## WRITTEN INSTRUCTION
Give the data below again exactly as it stands. Omit the pictures.

## start DATA BLOCK

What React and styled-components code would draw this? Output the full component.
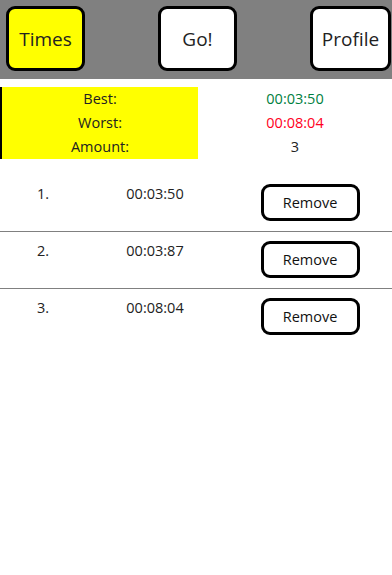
import styled, { createGlobalStyle } from "styled-components";

const GlobalStyle = createGlobalStyle`
  body {
    margin: 0;
    background: #ffffff;
    font-family: "Open Sans", "Noto Sans", sans-serif;
    color: #222222;
  }
`;

const Header = styled.header`
  display: flex;
  justify-content: space-between;
  align-items: flex-start;
  height: 79px;
  box-sizing: border-box;
  padding: 6px 1px 0 6px;
  background-color: #808080;
`;

const NavButton = styled.button`
  box-sizing: border-box;
  width: ${({ $wide }) => ($wide ? "81px" : "79px")};
  height: 65px;
  padding: 0;
  border: 3px solid #000000;
  border-radius: 9px;
  background-color: ${({ $active }) => ($active ? "#ffff00" : "#ffffff")};
  font-family: inherit;
  font-size: 19px;
  color: #222222;
  cursor: pointer;
`;

const Stats = styled.section`
  display: grid;
  grid-template-columns: 198px 1fr;
  margin-top: 8px;
`;

const Labels = styled.div`
  display: flex;
  flex-direction: column;
  background-color: #ffff00;
  border-left: 2px solid #000000;
`;

const Values = styled.div`
  display: flex;
  flex-direction: column;
`;

const Line = styled.span`
  height: 24px;
  line-height: 24px;
  text-align: center;
  font-size: 14.5px;
  color: ${({ $tone }) => $tone || "#222222"};
`;

const List = styled.ul`
  list-style: none;
  margin: 16px 0 0;
  padding: 0;
`;

const Row = styled.li`
  display: grid;
  grid-template-columns: 86px 138px 1fr;
  align-items: start;
  padding: 9px 0 10px;
  border-bottom: 1px solid #808080;

  &:last-child {
    border-bottom: none;
  }
`;

const Cell = styled.span`
  text-align: center;
  font-size: 14.5px;
  line-height: 20px;
`;

const RemoveButton = styled.button`
  justify-self: center;
  margin-left: 4px;
  box-sizing: border-box;
  width: 99px;
  height: 37px;
  border: 3px solid #000000;
  border-radius: 9px;
  background: #ffffff;
  font-family: inherit;
  font-size: 14.5px;
  color: #111111;
  cursor: pointer;
`;

const times = [
  { id: 1, value: "00:03:50" },
  { id: 2, value: "00:03:87" },
  { id: 3, value: "00:08:04" },
];

export default function App() {
  return (
    <>
      <GlobalStyle />
      <Header>
        <NavButton $active>Times</NavButton>
        <NavButton>Go!</NavButton>
        <NavButton $wide>Profile</NavButton>
      </Header>
      <Stats>
        <Labels>
          <Line>Best:</Line>
          <Line>Worst:</Line>
          <Line>Amount:</Line>
        </Labels>
        <Values>
          <Line $tone="#008040">00:03:50</Line>
          <Line $tone="#ff0022">00:08:04</Line>
          <Line>{times.length}</Line>
        </Values>
      </Stats>
      <List>
        {times.map((t, i) => (
          <Row key={t.id}>
            <Cell>{i + 1}.</Cell>
            <Cell>{t.value}</Cell>
            <RemoveButton>Remove</RemoveButton>
          </Row>
        ))}
      </List>
    </>
  );
}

## end DATA BLOCK

## RESULT OF THIS TASK
What React and styled-components code would draw this? Output the full component.
import styled, { createGlobalStyle } from "styled-components";

const GlobalStyle = createGlobalStyle`
  body {
    margin: 0;
    background: #ffffff;
    font-family: "Open Sans", "Noto Sans", sans-serif;
    color: #222222;
  }
`;

const Header = styled.header`
  display: flex;
  justify-content: space-between;
  align-items: flex-start;
  height: 79px;
  box-sizing: border-box;
  padding: 6px 1px 0 6px;
  background-color: #808080;
`;

const NavButton = styled.button`
  box-sizing: border-box;
  width: ${({ $wide }) => ($wide ? "81px" : "79px")};
  height: 65px;
  padding: 0;
  border: 3px solid #000000;
  border-radius: 9px;
  background-color: ${({ $active }) => ($active ? "#ffff00" : "#ffffff")};
  font-family: inherit;
  font-size: 19px;
  color: #222222;
  cursor: pointer;
`;

const Stats = styled.section`
  display: grid;
  grid-template-columns: 198px 1fr;
  margin-top: 8px;
`;

const Labels = styled.div`
  display: flex;
  flex-direction: column;
  background-color: #ffff00;
  border-left: 2px solid #000000;
`;

const Values = styled.div`
  display: flex;
  flex-direction: column;
`;

const Line = styled.span`
  height: 24px;
  line-height: 24px;
  text-align: center;
  font-size: 14.5px;
  color: ${({ $tone }) => $tone || "#222222"};
`;

const List = styled.ul`
  list-style: none;
  margin: 16px 0 0;
  padding: 0;
`;

const Row = styled.li`
  display: grid;
  grid-template-columns: 86px 138px 1fr;
  align-items: start;
  padding: 9px 0 10px;
  border-bottom: 1px solid #808080;

  &:last-child {
    border-bottom: none;
  }
`;

const Cell = styled.span`
  text-align: center;
  font-size: 14.5px;
  line-height: 20px;
`;

const RemoveButton = styled.button`
  justify-self: center;
  margin-left: 4px;
  box-sizing: border-box;
  width: 99px;
  height: 37px;
  border: 3px solid #000000;
  border-radius: 9px;
  background: #ffffff;
  font-family: inherit;
  font-size: 14.5px;
  color: #111111;
  cursor: pointer;
`;

const times = [
  { id: 1, value: "00:03:50" },
  { id: 2, value: "00:03:87" },
  { id: 3, value: "00:08:04" },
];

export default function App() {
  return (
    <>
      <GlobalStyle />
      <Header>
        <NavButton $active>Times</NavButton>
        <NavButton>Go!</NavButton>
        <NavButton $wide>Profile</NavButton>
      </Header>
      <Stats>
        <Labels>
          <Line>Best:</Line>
          <Line>Worst:</Line>
          <Line>Amount:</Line>
        </Labels>
        <Values>
          <Line $tone="#008040">00:03:50</Line>
          <Line $tone="#ff0022">00:08:04</Line>
          <Line>{times.length}</Line>
        </Values>
      </Stats>
      <List>
        {times.map((t, i) => (
          <Row key={t.id}>
            <Cell>{i + 1}.</Cell>
            <Cell>{t.value}</Cell>
            <RemoveButton>Remove</RemoveButton>
          </Row>
        ))}
      </List>
    </>
  );
}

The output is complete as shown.